Mr. Clark, of New Hampshire, addressed the Senate on the pending measure. He made the following interesting historical statements: "As the traveler who has passed a difficult road, when he comes to some high hill looks back to see the difficulties which he has passed, I turn back, and I ask the Senator to turn back, to consider what occurred, as I say, about six years ago. In the session of 1859-60, in the old Senate-chamber, a bill was brought into the Senate of the United States by the then Senator from Mississippi [Mr. Brown], who was chairman of the Committee on the District of Columbia, a place which my friend from Maine [Mr. Morrill] now so worthily fills—a bill in aid of the education of the children of this District. The bill proposed to grant certain fines and forfeitures to the use of the schools, and also proposed to tax the people ten cents on every hundred dollars of the property in this District for the purpose of educating the children. That bill proposed to tax the white man and the black man alike; and fearing that the property of the black man would be taxed to educate the child of the white man, I proposed an amendment to the bill, that the tax collected from the black man should go to educate the black man's child.

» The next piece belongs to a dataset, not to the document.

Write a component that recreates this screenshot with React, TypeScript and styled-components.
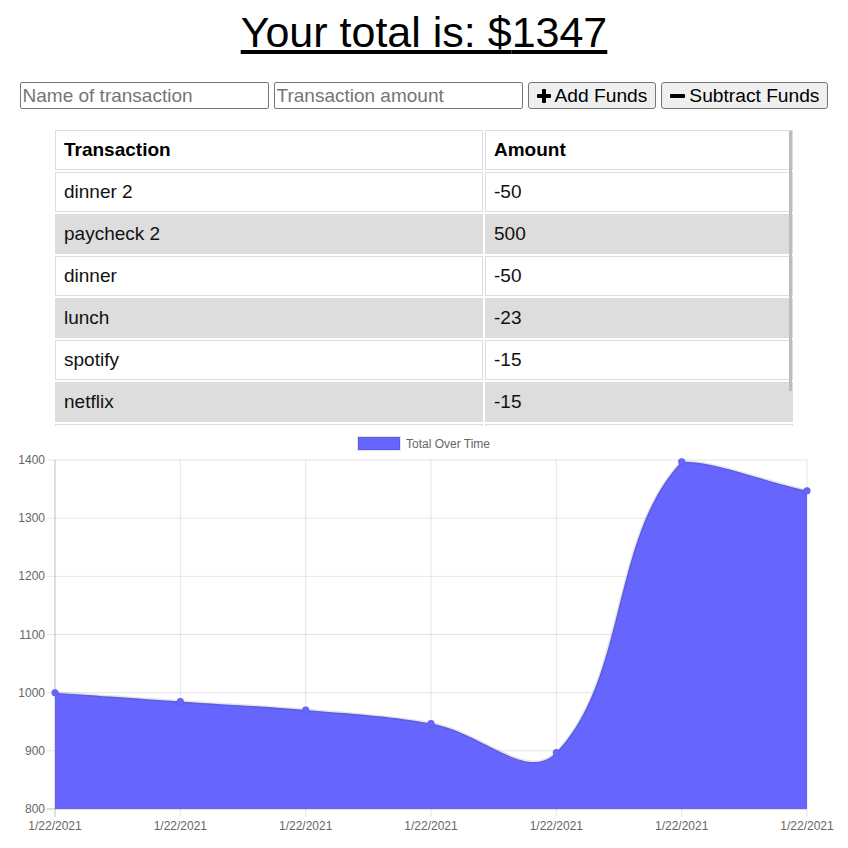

"There was also a further provision of the bill, that if the District raised a certain amount of money for the education of the children, the Government of the United States would appropriate a like amount from the Treasury. If, for instance, you raised $20,000 by taxes on the people in the District, the Government should pay $20,000 more, to be added to it for the education of the children of the District. I moved the amendment that no child whose father paid any portion of that tax for the education of the children should be excluded from the benefit of it, be he white or black; but that there might be no inconvenience felt, I agreed to an amendment that the black child should not be put into the same school with the white child, but that they should be educated in different schools to be provided for them; but if the black man paid for educating the children of the District, his child should be educated. There was at once an outcry, 'Why, this is social equality of the two races; this is political equality;' and they would not consent that the black child should be educated, even with the money of the black father. That amendment was declared to be carried in the Senate of the United States, and after declaring it was carried, the Senate adjourned, and after the adjournment, the chairman of that committee, Mr. Brown, appealed to me personally if I would not withdraw it. I said to him, 'No, I would never withdraw it; if you tax the black man, the black man should have a part of the money that you raise from him to educate his child.'
"After some days, the bill came up again in the Senate of the United States, and the Senator from Mississippi, the chairman of the Committee on the District of Columbia, got up and in open Senate appealed to me, 'Will the Senator from New Hampshire withdraw that amendment?' 'Never, Mr. President.' 'Then,' said the Senator from Mississippi, 'I will lay the bill aside, and will not ask the Senate to pass it;' and so the whole scheme failed, because they would not consent that the money of the black man should educate his own child, and they could not vote it to educate a white child.